To understand why God allows difficulties, exemplified by Paul’s thorn in the flesh . . .  
So to keep me from becoming conceited because of the surpassing greatness of the revelations, a thorn was given me in the flesh, a messenger of Satan to harass me, to keep me from becoming conceited. Three times I pleaded with the Lord about this, that it should leave me. But he said to me, “My grace is sufficient for you, for my power is made perfect in weakness.” Therefore I will boast all the more gladly of my weaknesses, so that the power of Christ may rest upon me. For the sake of Christ, then, I am content with weaknesses, insults, hardships, persecutions, and calamities.

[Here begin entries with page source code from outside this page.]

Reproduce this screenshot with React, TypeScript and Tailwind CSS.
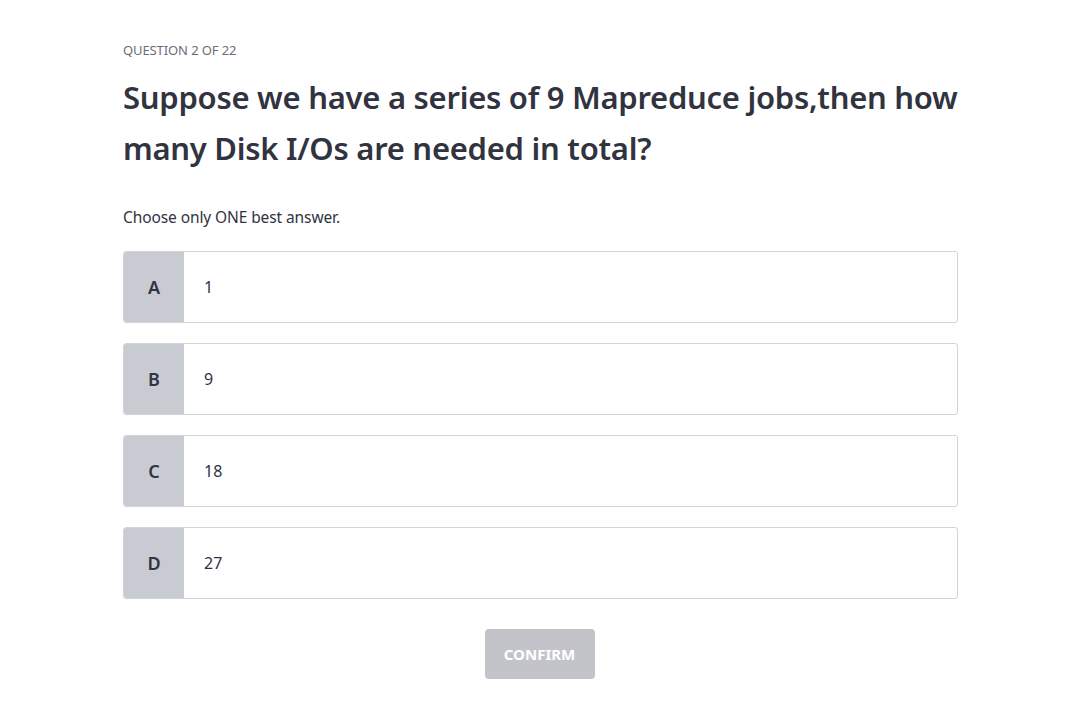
export default function App() {
  const options = [
    { letter: "A", text: "1" },
    { letter: "B", text: "9" },
    { letter: "C", text: "18" },
    { letter: "D", text: "27" },
  ]

  return (
    <div
      className="min-h-[716px] bg-white text-[#31333f]"
      style={{ fontFamily: '"Noto Sans", "Open Sans", sans-serif' }}
    >
      <div className="ml-[123px] w-[835px] pt-[41px]">
        <div className="text-[13px] leading-[18px] tracking-[-0.1px] text-[#6b6d7a]">QUESTION 2 OF 22</div>

        <h1 className="mt-[13px] text-[31px] font-semibold leading-[51px] tracking-[-0.27px] text-[#31333f]">
          Suppose we have a series of 9 Mapreduce jobs,then how many Disk I/Os are needed in total?
        </h1>

        <p className="mt-[32px] text-[15.5px] leading-[22px] tracking-[-0.1px] text-[#31333f]">Choose only ONE best answer.</p>

        {/* answer options */}
        <div className="mt-[23px] flex flex-col gap-[20px]">
          {options.map((opt) => (
            <div
              key={opt.letter}
              className="flex h-[72px] overflow-hidden rounded-[3px] border border-[#d3d4da] bg-white"
            >
              <div className="flex w-[60px] items-center justify-center bg-[#c9cbd3] text-[18px] font-semibold text-[#31333f]">
                {opt.letter}
              </div>
              <div className="flex items-center pl-[20px] text-[16px] text-[#31333f]">{opt.text}</div>
            </div>
          ))}
        </div>

        <div className="mt-[30px] flex justify-center pr-[2px]">
          <button className="h-[50px] w-[110px] rounded-[4px] bg-[#c3c4ca] text-[15px] font-bold text-white">
            CONFIRM
          </button>
        </div>
      </div>
    </div>
  )
}
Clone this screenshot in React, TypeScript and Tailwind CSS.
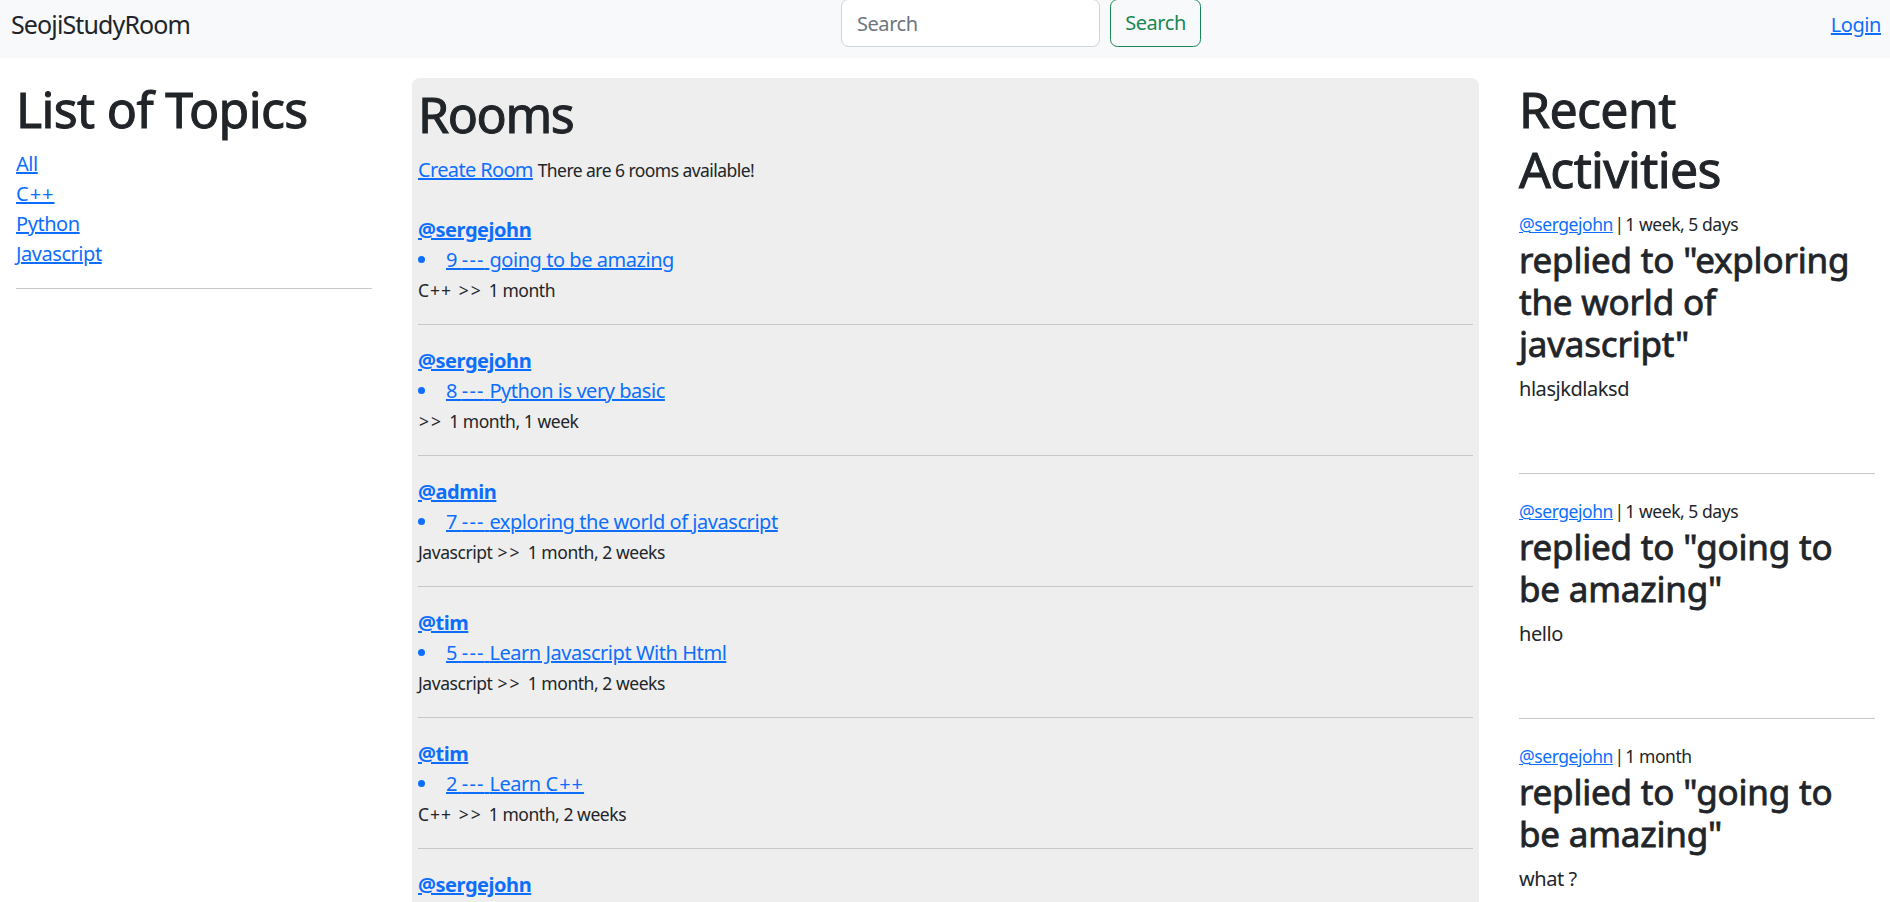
const FONT = "font-['Noto_Sans',sans-serif]";

const topics = ["All", "C++", "Python", "Javascript"];

const rooms = [
  { user: "@sergejohn", no: "9", title: "going to be amazing", topic: "C++", when: "1 month" },
  { user: "@sergejohn", no: "8", title: "Python is very basic", topic: "", when: "1 month, 1 week" },
  { user: "@admin", no: "7", title: "exploring the world of javascript", topic: "Javascript", when: "1 month, 2 weeks" },
  { user: "@tim", no: "5", title: "Learn Javascript With Html", topic: "Javascript", when: "1 month, 2 weeks" },
  { user: "@tim", no: "2", title: "Learn C++", topic: "C++", when: "1 month, 2 weeks" },
  { user: "@sergejohn", no: "1", title: "Learn Python", topic: "Python", when: "1 month, 2 weeks" },
];

const activities = [
  { when: "1 week, 5 days", text: 'replied to "exploring the world of javascript"', body: "hlasjkdlaksd" },
  { when: "1 week, 5 days", text: 'replied to "going to be amazing"', body: "hello" },
  { when: "1 month", text: 'replied to "going to be amazing"', body: "what ?" },
];

const link = "text-[#0d6efd] underline";
const rule = "h-px border-0 bg-[#c8c8c8]";
const h1 = "text-[50px] leading-[60px] font-normal text-[#212529] [-webkit-text-stroke:1px]";

export default function App() {
  return (
    <div className={`h-screen overflow-hidden bg-white text-[20px] leading-[30px] text-[#212529] tracking-[-0.45px] ${FONT}`}>
      <nav className="flex h-[58px] items-start bg-[#f8f9fa] pl-[11px] pr-[9px]">
        <span className="mt-[9px] w-[830px] shrink-0 text-[25px] leading-[30px] tracking-[-0.88px]">SeojiStudyRoom</span>
        <form className="-mt-px flex gap-[10px]">
          <input
            placeholder="Search"
            className="h-[48px] w-[259px] rounded-[7.5px] border border-[#ced4da] bg-white px-[15px] text-[20px] placeholder:text-[#6c757d] outline-none"
          />
          <button
            type="button"
            className="h-[48px] w-[91px] rounded-[7.5px] border border-[#198754] text-[20px] text-[#198754]"
          >
            Search
          </button>
        </form>
        <a href="#" className={`ml-auto mt-[10px] ${link}`}>Login</a>
      </nav>

      <div className="flex h-[844px] pt-[20px]">
        <aside className="w-[387px] shrink-0 pl-[16px] pr-[15px]">
          <h1 className={`${h1} mb-[10px] mt-px tracking-[-0.65px]`}>List of Topics</h1>
          <div className="flex flex-col items-start">
            {topics.map((t) => (
              <a key={t} href="#" className={`${link} ${t === "C++" ? "tracking-[1px]" : ""}`}>{t}</a>
            ))}
          </div>
          <hr className={`${rule} mt-[19px]`} />
        </aside>

        <main className="ml-[25px] w-[1067px] shrink-0 rounded-t-[7.5px] bg-[#eeeeee] px-[6px] pt-[6px]">
          <h1 className={`${h1} mb-[10px] tracking-[-1.4px]`}>Rooms</h1>
          <div className="mb-[30px] pt-px">
            <a href="#" className={`${link} tracking-[-0.65px]`}>Create Room</a>{" "}
            <small className="text-[17.5px] tracking-[-0.55px]">There are 6 rooms available!</small>
          </div>
          {rooms.map((r, i) => (
            <div key={i} className="h-[131px]">
              <a href="#" className={`block w-fit font-bold ${link}`}>{r.user}</a>
              <ul className="list-inside list-disc marker:text-[#0d6efd]">
                <li>
                  <a href="#" className={link}>
                    {r.no} <span className="tracking-[1.2px]">---</span>{" "}
                    {r.title.endsWith("C++") ? (
                      <>Learn <span className="tracking-[1px]">C++</span></>
                    ) : (
                      <span className="tracking-[-0.45px]">{r.title}</span>
                    )}
                  </a>
                </li>
              </ul>
              <small className="block text-[17.5px] leading-[30px]">
                {r.topic && <span className={r.topic === "C++" ? "tracking-[1px]" : ""}>{r.topic} </span>}
                <span className="mr-[2px] ml-[1px] tracking-[2px]">&gt;&gt;</span> {r.when}
              </small>
              <hr className={`${rule} mt-[19px]`} />
            </div>
          ))}
        </main>

        <aside className="ml-[25px] w-[371px] shrink-0 pl-[15px]">
          <h1 className={`${h1} mb-[10px] mt-px tracking-[-0.65px]`}>Recent<br />Activities</h1>
          {activities.map((a, i) => (
            <div key={i} className="mb-[22px]">
              <small className="block text-[17.5px] leading-[30px]">
                <a href="#" className={link}>@sergejohn</a> <span className="-mx-[2.5px]">|</span> {a.when}
              </small>
              <h3 className="mb-[9px] max-w-[340px] text-[35px] leading-[42px] font-normal tracking-[-0.2px] [-webkit-text-stroke:0.8px]">{a.text}</h3>
              <p className="mb-[69px]">{a.body}</p>
              <hr className={rule} />
            </div>
          ))}
        </aside>
      </div>
    </div>
  );
}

For when I am weak, then I am strong. (2 Corinthians 12:7–10)

Weakness and a sense of need, a common motivation to pray . . .
Since then we have a great high priest who has passed through the heavens, Jesus, the Son of God, let us hold fast our confession. For we do not have a high priest who is unable to sympathize with our weaknesses, but one who in every respect has been tempted as we are, yet without sin. Let us then with confidence draw near to the throne of grace, that we may receive mercy and find grace to help in time of need. (Hebrews 4:14–16)

Forgiveness and cleansing: “If we say we have no sin, we deceive ourselves, and the truth is not in us. If we confess our sins, he is faithful and just to forgive us our sins and to cleanse us from all unrighteousness. If we say we have not sinned, we make him a liar, and his word is not in us.” (1 John 1:8–10)

This short and incomplete list begins and ends with requests for forgiveness. Christ died that we might be set free from the penalty and power of sin. In the economy of God, I am justified and can rely on what Christ has done. At the same time, whenever I sin, guilt will always keep me from praying. It might be something like resisting God, but it can also be the sin of not caring about the needs of others, or being oblivious to my own needs. For this, asking forgiveness is at least two times on the prayer list.